» Dataset extract:
-*-*-

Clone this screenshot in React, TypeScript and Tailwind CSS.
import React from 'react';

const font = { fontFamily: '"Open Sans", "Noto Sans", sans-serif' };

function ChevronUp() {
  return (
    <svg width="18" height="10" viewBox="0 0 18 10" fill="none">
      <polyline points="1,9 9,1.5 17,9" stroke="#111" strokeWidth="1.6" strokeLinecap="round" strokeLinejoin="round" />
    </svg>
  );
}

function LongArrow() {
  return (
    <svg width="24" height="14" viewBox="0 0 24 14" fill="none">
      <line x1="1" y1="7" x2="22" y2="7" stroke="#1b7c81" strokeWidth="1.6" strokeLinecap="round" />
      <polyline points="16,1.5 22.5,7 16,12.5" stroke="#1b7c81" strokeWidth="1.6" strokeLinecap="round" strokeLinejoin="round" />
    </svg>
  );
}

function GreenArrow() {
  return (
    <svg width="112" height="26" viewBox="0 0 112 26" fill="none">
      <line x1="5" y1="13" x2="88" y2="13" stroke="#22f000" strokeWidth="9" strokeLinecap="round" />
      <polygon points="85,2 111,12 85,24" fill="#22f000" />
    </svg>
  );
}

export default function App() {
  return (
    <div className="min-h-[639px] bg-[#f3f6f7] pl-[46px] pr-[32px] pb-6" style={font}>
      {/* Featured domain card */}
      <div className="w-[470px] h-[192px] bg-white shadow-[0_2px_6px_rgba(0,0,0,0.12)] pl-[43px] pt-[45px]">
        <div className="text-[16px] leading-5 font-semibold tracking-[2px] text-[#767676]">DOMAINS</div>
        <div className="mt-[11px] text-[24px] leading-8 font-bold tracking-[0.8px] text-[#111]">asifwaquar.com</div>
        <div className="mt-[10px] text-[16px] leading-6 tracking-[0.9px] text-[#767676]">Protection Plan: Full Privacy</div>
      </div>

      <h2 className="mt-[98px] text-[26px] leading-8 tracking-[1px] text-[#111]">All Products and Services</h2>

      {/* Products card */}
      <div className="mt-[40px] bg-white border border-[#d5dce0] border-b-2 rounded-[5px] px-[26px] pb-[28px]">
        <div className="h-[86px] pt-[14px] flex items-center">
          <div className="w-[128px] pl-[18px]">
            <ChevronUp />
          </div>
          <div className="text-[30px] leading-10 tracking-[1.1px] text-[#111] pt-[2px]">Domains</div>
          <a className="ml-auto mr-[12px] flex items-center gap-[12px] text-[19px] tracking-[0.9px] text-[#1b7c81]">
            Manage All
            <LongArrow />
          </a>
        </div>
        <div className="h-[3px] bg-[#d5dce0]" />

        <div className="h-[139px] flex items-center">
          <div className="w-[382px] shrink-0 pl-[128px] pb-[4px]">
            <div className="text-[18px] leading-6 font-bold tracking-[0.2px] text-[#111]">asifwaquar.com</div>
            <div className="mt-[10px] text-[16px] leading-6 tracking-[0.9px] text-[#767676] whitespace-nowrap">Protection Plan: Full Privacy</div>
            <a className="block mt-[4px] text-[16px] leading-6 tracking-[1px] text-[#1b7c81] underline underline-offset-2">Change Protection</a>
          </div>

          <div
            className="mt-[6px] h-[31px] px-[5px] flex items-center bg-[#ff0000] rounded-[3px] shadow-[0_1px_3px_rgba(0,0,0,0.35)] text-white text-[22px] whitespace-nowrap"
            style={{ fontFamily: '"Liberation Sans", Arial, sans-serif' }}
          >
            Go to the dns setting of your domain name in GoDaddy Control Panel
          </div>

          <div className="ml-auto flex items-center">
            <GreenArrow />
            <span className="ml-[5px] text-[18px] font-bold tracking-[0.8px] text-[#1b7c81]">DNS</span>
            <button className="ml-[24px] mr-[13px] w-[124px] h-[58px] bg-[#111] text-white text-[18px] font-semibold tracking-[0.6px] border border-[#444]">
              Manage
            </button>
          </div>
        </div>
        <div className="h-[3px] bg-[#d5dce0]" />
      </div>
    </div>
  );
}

-*-*-

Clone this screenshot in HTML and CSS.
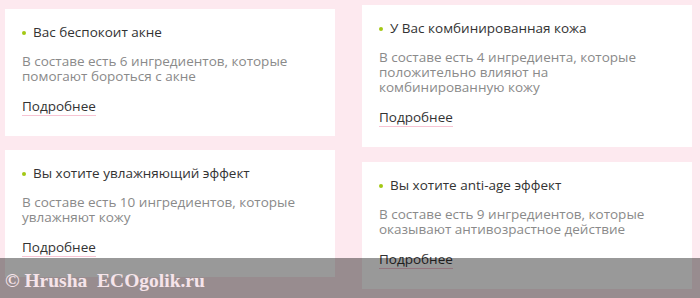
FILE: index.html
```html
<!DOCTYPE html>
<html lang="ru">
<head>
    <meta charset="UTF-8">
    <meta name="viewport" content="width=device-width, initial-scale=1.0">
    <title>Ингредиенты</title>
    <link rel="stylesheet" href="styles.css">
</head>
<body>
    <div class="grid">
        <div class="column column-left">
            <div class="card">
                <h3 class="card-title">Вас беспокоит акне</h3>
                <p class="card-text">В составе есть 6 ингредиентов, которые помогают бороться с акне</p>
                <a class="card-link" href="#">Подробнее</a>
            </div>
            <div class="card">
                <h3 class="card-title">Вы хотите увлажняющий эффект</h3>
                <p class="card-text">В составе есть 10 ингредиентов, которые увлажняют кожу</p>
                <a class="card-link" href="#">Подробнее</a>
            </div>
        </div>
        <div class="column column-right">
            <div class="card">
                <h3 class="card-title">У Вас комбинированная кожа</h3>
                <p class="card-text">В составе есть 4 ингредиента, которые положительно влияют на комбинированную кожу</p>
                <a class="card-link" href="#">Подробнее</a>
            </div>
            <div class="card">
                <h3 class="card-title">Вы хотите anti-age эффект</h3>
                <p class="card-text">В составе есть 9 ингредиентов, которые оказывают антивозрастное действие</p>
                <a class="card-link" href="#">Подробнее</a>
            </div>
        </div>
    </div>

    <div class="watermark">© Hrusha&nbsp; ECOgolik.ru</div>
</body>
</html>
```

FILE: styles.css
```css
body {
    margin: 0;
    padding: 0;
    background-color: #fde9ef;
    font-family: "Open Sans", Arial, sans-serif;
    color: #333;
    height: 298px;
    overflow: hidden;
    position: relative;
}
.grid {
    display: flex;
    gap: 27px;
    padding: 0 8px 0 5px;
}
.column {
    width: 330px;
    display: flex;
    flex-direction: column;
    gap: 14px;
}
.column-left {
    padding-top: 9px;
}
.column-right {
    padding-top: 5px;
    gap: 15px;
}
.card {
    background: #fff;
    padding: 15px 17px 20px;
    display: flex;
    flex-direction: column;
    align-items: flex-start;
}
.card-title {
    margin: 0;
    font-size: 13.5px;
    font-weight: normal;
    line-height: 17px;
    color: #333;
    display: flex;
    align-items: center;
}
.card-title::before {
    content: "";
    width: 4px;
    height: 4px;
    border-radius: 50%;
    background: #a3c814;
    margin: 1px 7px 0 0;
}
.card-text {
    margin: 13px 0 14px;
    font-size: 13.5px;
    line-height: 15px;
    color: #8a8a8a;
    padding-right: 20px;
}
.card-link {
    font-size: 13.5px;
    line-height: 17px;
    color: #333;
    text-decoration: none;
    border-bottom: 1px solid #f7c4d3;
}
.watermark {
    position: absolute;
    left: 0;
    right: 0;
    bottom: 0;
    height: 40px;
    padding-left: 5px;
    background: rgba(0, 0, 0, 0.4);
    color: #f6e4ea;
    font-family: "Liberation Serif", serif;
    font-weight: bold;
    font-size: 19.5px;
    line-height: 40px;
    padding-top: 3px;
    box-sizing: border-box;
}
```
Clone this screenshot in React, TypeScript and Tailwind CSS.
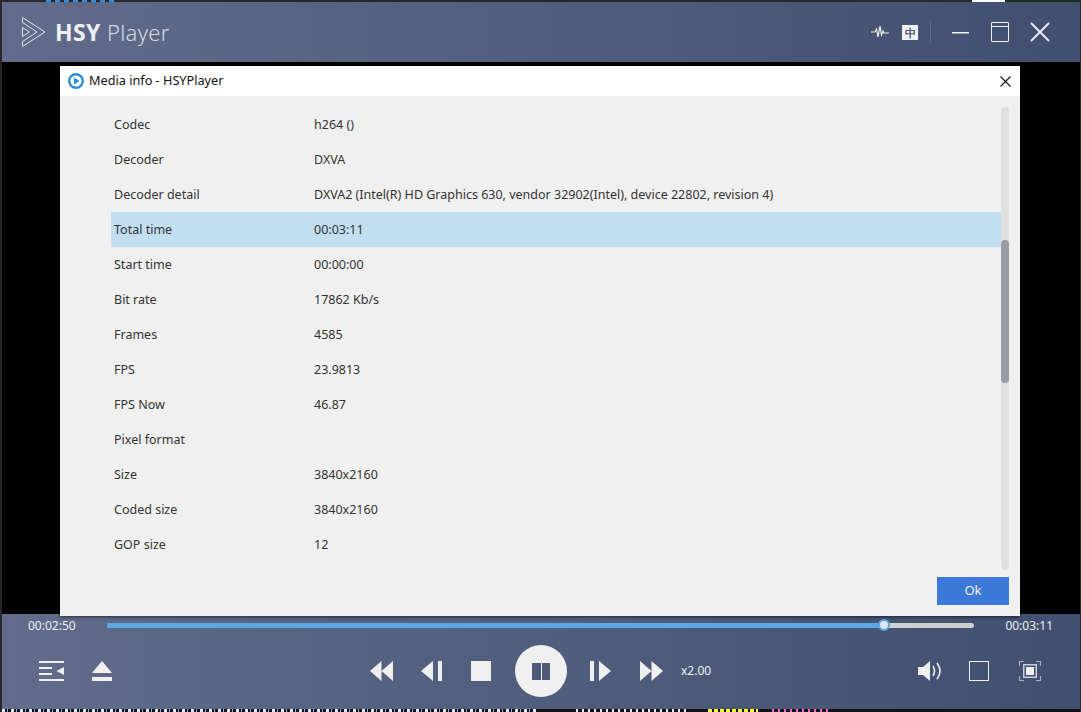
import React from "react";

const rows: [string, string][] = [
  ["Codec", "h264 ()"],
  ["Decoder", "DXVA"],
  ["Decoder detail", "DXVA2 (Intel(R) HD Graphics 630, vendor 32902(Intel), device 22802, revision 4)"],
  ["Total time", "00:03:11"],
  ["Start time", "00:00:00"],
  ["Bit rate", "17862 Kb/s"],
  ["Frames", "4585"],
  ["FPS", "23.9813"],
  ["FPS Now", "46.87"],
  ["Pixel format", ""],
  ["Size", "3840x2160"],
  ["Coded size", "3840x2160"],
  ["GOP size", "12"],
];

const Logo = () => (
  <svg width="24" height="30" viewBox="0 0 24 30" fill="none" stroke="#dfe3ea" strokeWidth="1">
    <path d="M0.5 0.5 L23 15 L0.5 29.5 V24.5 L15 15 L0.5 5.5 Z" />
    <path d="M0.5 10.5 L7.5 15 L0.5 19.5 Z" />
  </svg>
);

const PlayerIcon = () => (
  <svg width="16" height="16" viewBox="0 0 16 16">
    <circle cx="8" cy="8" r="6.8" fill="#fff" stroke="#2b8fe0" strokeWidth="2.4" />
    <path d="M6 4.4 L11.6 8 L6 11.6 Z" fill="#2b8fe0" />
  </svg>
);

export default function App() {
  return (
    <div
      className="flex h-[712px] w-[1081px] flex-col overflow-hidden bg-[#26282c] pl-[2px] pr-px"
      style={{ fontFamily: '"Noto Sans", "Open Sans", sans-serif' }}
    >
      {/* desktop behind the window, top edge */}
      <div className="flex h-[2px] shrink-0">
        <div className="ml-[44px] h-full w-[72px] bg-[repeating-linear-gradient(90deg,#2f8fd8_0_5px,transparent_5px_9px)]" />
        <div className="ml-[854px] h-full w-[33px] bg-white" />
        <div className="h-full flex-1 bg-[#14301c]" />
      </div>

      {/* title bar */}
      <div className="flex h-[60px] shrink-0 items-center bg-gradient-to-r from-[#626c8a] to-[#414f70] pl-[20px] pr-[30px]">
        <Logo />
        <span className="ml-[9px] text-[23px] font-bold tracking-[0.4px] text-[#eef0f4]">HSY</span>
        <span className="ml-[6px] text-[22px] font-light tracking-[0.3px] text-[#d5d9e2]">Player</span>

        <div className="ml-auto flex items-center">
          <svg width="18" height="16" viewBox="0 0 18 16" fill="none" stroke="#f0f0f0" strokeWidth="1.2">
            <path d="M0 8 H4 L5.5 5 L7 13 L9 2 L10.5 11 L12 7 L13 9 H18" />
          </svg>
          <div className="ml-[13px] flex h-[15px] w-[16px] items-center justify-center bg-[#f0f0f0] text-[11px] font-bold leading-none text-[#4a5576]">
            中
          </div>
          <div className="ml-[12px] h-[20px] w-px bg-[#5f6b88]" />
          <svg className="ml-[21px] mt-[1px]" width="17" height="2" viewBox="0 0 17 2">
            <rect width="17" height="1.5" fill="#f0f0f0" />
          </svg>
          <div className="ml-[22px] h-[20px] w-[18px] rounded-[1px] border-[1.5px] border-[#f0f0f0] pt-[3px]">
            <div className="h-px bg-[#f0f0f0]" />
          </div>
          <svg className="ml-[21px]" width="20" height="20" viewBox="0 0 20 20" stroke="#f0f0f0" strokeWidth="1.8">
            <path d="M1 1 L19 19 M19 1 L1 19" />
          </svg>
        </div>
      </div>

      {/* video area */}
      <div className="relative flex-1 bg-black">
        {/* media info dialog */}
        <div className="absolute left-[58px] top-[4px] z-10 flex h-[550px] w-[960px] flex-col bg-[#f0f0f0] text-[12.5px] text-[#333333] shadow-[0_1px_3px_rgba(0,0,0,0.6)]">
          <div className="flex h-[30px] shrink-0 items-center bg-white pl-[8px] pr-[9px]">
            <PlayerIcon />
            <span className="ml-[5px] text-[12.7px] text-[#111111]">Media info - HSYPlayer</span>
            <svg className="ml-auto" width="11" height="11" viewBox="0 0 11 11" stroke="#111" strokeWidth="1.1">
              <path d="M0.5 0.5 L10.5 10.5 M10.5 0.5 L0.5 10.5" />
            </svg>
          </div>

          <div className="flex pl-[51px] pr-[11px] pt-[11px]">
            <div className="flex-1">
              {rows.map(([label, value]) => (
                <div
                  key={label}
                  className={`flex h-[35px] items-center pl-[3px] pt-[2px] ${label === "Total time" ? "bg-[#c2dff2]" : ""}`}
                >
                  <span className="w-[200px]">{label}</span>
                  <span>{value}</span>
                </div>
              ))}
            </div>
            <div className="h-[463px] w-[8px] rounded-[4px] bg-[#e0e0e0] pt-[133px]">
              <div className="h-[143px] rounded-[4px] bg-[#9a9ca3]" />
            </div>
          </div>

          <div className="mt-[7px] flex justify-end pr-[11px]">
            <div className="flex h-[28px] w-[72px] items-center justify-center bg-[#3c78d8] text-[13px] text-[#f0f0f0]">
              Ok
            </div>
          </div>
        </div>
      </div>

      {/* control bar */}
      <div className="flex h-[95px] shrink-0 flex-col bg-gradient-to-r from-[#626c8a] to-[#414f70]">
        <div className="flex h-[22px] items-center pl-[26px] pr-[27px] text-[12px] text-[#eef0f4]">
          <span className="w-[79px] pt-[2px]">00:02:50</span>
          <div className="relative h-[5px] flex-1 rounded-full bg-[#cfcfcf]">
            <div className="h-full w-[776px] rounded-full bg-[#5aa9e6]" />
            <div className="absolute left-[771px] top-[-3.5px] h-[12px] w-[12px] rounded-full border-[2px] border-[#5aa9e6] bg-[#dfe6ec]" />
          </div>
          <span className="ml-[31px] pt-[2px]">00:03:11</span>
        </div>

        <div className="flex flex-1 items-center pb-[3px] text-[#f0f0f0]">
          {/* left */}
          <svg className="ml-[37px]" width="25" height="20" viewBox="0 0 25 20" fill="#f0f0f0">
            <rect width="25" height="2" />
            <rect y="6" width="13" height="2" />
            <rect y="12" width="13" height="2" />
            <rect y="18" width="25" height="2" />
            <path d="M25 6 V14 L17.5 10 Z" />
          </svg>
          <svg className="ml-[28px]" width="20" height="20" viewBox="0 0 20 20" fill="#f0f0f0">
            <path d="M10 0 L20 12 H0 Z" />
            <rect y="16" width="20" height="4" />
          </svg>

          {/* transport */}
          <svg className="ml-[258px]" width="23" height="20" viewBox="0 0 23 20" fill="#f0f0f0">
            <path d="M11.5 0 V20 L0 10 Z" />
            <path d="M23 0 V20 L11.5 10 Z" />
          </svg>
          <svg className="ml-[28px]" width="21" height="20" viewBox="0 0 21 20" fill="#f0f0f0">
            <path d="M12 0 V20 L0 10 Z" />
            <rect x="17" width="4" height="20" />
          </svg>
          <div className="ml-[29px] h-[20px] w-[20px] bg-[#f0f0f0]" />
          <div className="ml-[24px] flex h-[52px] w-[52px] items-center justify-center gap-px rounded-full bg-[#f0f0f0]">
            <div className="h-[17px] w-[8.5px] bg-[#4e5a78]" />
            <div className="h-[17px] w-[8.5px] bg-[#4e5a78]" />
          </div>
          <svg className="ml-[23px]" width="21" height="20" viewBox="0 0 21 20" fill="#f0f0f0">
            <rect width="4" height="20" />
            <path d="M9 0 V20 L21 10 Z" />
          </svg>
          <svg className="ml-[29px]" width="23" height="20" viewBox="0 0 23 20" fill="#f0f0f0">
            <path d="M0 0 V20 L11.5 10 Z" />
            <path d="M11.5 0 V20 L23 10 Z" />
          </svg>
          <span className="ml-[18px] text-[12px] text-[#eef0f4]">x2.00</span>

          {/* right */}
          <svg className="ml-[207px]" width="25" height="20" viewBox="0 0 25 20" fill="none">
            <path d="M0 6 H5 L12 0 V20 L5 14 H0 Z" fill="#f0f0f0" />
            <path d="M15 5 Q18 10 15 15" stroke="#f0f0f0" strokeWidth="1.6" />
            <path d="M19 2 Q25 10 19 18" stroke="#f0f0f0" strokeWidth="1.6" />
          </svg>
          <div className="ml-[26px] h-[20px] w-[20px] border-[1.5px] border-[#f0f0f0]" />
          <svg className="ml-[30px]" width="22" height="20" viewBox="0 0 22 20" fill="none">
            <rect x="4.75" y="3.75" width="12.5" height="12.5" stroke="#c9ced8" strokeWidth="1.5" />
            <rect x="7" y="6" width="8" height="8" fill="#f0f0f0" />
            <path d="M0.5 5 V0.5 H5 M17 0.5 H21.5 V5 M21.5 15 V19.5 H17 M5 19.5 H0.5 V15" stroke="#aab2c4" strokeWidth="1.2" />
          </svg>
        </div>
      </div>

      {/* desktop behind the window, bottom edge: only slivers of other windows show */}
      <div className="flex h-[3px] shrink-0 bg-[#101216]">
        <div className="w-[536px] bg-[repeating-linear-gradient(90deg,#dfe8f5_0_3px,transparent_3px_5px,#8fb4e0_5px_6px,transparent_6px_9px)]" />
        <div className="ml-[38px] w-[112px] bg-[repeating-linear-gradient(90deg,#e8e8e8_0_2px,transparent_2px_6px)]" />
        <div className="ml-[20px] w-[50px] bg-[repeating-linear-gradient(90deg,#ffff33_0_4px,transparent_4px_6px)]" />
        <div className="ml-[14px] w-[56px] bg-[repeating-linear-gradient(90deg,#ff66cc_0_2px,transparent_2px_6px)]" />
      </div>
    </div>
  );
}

-*-*-

» Description of the task:
Which lines above contain "React"? Show each of them.

» Exercise output:
Clone this screenshot in React, TypeScript and Tailwind CSS.
import React from 'react';
Clone this screenshot in React, TypeScript and Tailwind CSS.
import React from "react";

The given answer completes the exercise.